Tablo vahim görünmesine rağmen burada eskisine göre olumlu bir gelişme de söz konusu. Şöyle ki, eskiden olsa yeni gelen yönetimler geçmiş dönemi hiç kurcalamaz, eğer bir usulsüzlük veya yolsuzluk yapılmışsa bunun hesabı sorulmaz, yapanın yanına kâr kalırdı. Şimdi en azından kimi vakıf yönetimleri, yapmaları gerektiği gibi, önceki yönetimlerin icraatlarını da mercek altına alıyorlar. Bunun rutin bir işlem olarak yerleşmesi vakıflarımızın daha sağlıklı işlemesine olanak verecektir, zira bir vakfın yönetim kurulunda bulunup da usulsüzlük, yolsuzluk yapmaya niyetlenenler, bunların denetlemelerde ortaya çıkacağını göz önüne alarak bir kere daha düşüneceklerdir.
Öte yandan, burada saydıklarımızın yanı sıra Büyükdere ve Rumelihisarı vakıflarında da geçmiş yönetimlerin vakfı zarara uğrattıklarını, İtimat Büro’da bir sene evvel patlak veren skandalın hâlâ açıklığa kavuşturulmadığını, sorunun çözülemediğini ve bu yüzden kurumlarımızın çok ihtiyaç duydukları bağışları toplayamadığını düşünecek olursak, genel manzara meseleye olumlu tarafından bakma işini daha öteye götürmemize izin vermiyor.
Küçük bir topluluk olan Türkiye Ermeni toplumunda bu kadar çok usulsüzlüğün, yolsuzluğun olması hem üzücü hem utanç verici. Bunların bu kadar sık olması, tek tek bireylerin ahlaki durumundan ziyade sistematik bir soruna işaret ediyor.
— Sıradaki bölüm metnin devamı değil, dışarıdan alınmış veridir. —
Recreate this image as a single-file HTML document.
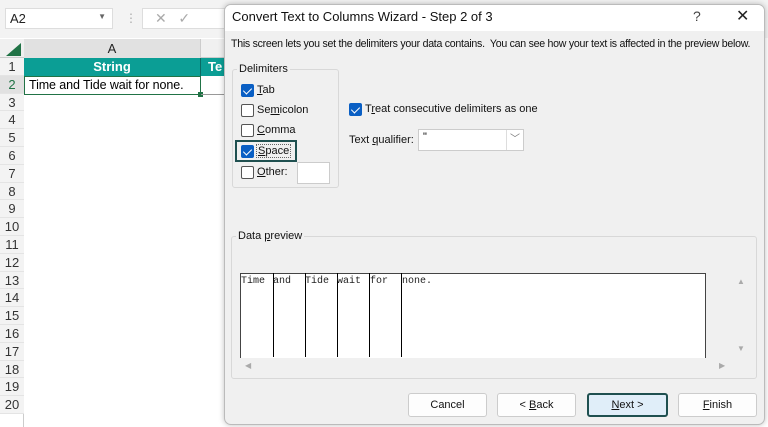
<!DOCTYPE html>
<html><head><style>
*{margin:0;padding:0;box-sizing:border-box}
body{width:768px;height:427px;overflow:hidden;background:#fff;font-family:"Liberation Sans",sans-serif;position:relative}
.a{position:absolute}
.rn{position:absolute;left:0;width:24px;text-align:center;font-size:13px;color:#333;background:#f3f3f3;border-bottom:1px solid #e4e4e4}
.cb{position:absolute;width:13px;height:13px;border:1px solid #555;border-radius:2px;background:#fff}
.cb.on{background:#0a5fc4;border-color:#0a5fc4}
.cb.on:after{content:"";position:absolute;left:3px;top:1px;width:4px;height:7px;border:solid #fff;border-width:0 1.2px 1.2px 0;transform:rotate(45deg)}
.t{position:absolute;font-size:11px;color:#111;white-space:nowrap}
.btn{position:absolute;top:393px;height:24px;background:#fdfdfd;border:1px solid #ccc;border-radius:3px;font-size:11px;text-align:center;line-height:22px;color:#111}
.vl{position:absolute;top:273px;height:84px;width:1px;background:#000}
.w{position:absolute;top:276px;font-family:'Liberation Mono',monospace;font-size:10px;color:#222}
</style></head><body>
<div class="a" style="left:0;top:0;width:768px;height:38px;background:#f3f3f3"></div>
<div class="a" style="left:5px;top:8px;width:108px;height:21px;background:#fff;border:1px solid #ddd;font-size:13px;padding:2px 4px;color:#222">A2<span style="position:absolute;right:6px;top:3px;font-size:8px;color:#666">▼</span></div>
<div class="a" style="left:125px;top:11px;color:#aaa;font-size:12px">⋮</div>
<div class="a" style="left:142px;top:8px;width:90px;height:21px;background:#fff;border:1px solid #ddd;color:#aaa;font-size:14px;padding:1px 12px">✕ &nbsp;&nbsp;✓</div>
<div class="a" style="left:0;top:39px;width:224px;height:19px;background:#f0f0f0;border-bottom:1px solid #ccc"></div>
<div class="a" style="left:24px;top:39px;width:177px;height:19px;background:#e1e1e1;text-align:center;font-size:13px;color:#222;line-height:19px;border-right:1px solid #ccc">A</div>
<div class="a" style="left:6px;top:43px;width:0;height:0;border-left:15px solid transparent;border-bottom:13px solid #217346"></div>
<div class="a" style="left:24px;top:58px;width:200px;height:18px;background:#0b9e95"></div>
<div class="a" style="left:24px;top:58px;width:177px;height:18px;color:#fff;font-weight:bold;font-size:13px;text-align:center;line-height:18px;border-right:1px solid #0a6a64">String</div>
<div class="a" style="left:208px;top:58px;color:#fff;font-weight:bold;font-size:13px;line-height:18px">Te</div>
<div class="a" style="left:24px;top:76px;width:177px;height:19px;border:1.5px solid #217346;font-size:12.5px;line-height:16px;padding-left:4px;color:#000;white-space:nowrap;letter-spacing:-0.1px">Time and Tide wait for none.</div>
<div class="a" style="left:198px;top:92px;width:5px;height:5px;background:#217346"></div>
<div class="a" style="left:201px;top:94px;width:23px;height:1px;background:#999"></div>
<div class="a" style="left:23px;top:58px;width:1px;height:369px;background:#ccc"></div>
<div id="rows"></div>
<script>
var h="";for(var i=1;i<=20;i++){var t=58+(i-1)*17.8;h+='<div class="rn" style="top:'+t+'px;height:17.8px;line-height:17.8px'+(i==2?';background:#e1e1e1;color:#217346':'')+'">'+i+'</div>';}
document.getElementById("rows").innerHTML=h;
</script>
<div class="a" style="left:224px;top:4px;width:541px;height:421px;background:#f0f0f0;border:1px solid #bbb;border-radius:7px;box-shadow:0 0 6px rgba(0,0,0,.25);overflow:hidden">
<div class="a" style="left:0;top:0;width:541px;height:26px;background:#fff"></div>
</div>
<div class="t" style="left:232px;top:9px;font-size:13px">Convert Text to Columns Wizard - Step 2 of 3</div>
<div class="t" style="left:693px;top:8px;font-size:14px;color:#444">?</div>
<div class="t" style="left:736px;top:6px;font-size:16px;color:#222">✕</div>
<div class="t" style="left:231px;top:38px;font-size:10.6px;letter-spacing:-0.27px">This screen lets you set the delimiters your data contains.&nbsp; You can see how your text is affected in the preview below.</div>
<div class="a" style="left:232px;top:69px;width:107px;height:119px;border:1px solid #d8d8d8;border-radius:3px"></div>
<div class="t" style="left:237px;top:63px;background:#f0f0f0;padding:0 2px">Delimiters</div>
<div class="cb on" style="left:241px;top:84px"></div><div class="t" style="left:257px;top:84px"><u>T</u>ab</div>
<div class="cb" style="left:241px;top:104px"></div><div class="t" style="left:257px;top:104px">Se<u>m</u>icolon</div>
<div class="cb" style="left:241px;top:124px"></div><div class="t" style="left:257px;top:124px"><u>C</u>omma</div>
<div class="a" style="left:235px;top:140px;width:62px;height:22px;border:2px solid #1f5050"></div>
<div class="cb on" style="left:241px;top:145px"></div><div class="t" style="left:256px;top:144px;border:1px dotted #666;padding:0 1px"><u>S</u>pace</div>
<div class="cb" style="left:241px;top:166px"></div><div class="t" style="left:257px;top:166px"><u>O</u>ther:</div>
<div class="a" style="left:297px;top:162px;width:33px;height:22px;background:#fff;border:1px solid #ccc"></div>
<div class="cb on" style="left:349px;top:103px"></div><div class="t" style="left:365px;top:103px">T<u>r</u>eat consecutive delimiters as one</div>
<div class="t" style="left:349px;top:134px">Text <u>q</u>ualifier:</div>
<div class="a" style="left:418px;top:129px;width:106px;height:22px;background:#fff;border:1px solid #ccc;font-size:11px;padding:1px 4px">"<span style="position:absolute;right:0;top:0;width:17px;height:20px;border-left:1px solid #ddd;text-align:center;color:#777;font-size:10px;line-height:20px">﹀</span></div>
<div class="a" style="left:231px;top:236px;width:526px;height:143px;border:1px solid #d8d8d8;border-radius:3px"></div>
<div class="t" style="left:236px;top:230px;background:#f0f0f0;padding:0 2px">Data <u>p</u>review</div>
<div class="a" style="left:240px;top:273px;width:466px;height:85px;background:#fff;border:1px solid #444;border-bottom:none"></div>
<div class="vl" style="left:273px"></div><div class="vl" style="left:305px"></div><div class="vl" style="left:337px"></div><div class="vl" style="left:369px"></div><div class="vl" style="left:401px"></div>
<div class="w" style="left:241px">Time</div><div class="w" style="left:273px">and</div><div class="w" style="left:305px">Tide</div><div class="w" style="left:337px">wait</div><div class="w" style="left:370px">for</div><div class="w" style="left:402px">none.</div>
<div class="a" style="left:737px;top:277px;font-size:8px;color:#aaa">▲</div>
<div class="a" style="left:737px;top:344px;font-size:8px;color:#aaa">▼</div>
<div class="a" style="left:245px;top:361px;font-size:8px;color:#aaa">◀</div>
<div class="a" style="left:719px;top:361px;font-size:8px;color:#aaa">▶</div>
<div class="btn" style="left:408px;width:79px">Cancel</div>
<div class="btn" style="left:497px;width:79px">&lt; <u>B</u>ack</div>
<div class="btn" style="left:587px;width:81px;background:#e0eef9;border:2px solid #1f5050;line-height:20px"><u>N</u>ext &gt;</div>
<div class="btn" style="left:678px;width:79px"><u>F</u>inish</div>
</body></html>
Türkiye Ermeni toplumunun vakıflarının yönetimini ve denetimini belli bir koordinasyon içinde bir yapıya kavuşturmanın gerekliliğini ben on dört yıldır buradan yazmaktan yoruldum. En son Hrant Dink Vakfı’nın yayımladığı ‘Dar Gömlek’ başlıklı raporda bunun için bir öneride de bulundum ama yöneticilerin ataletini, tembelliğini, korkaklığını, halkın ilgisizliğini aşmak mümkün olmuyor maalesef. Böyle olunca da yolsuzluk olması şaşırtıcı değil.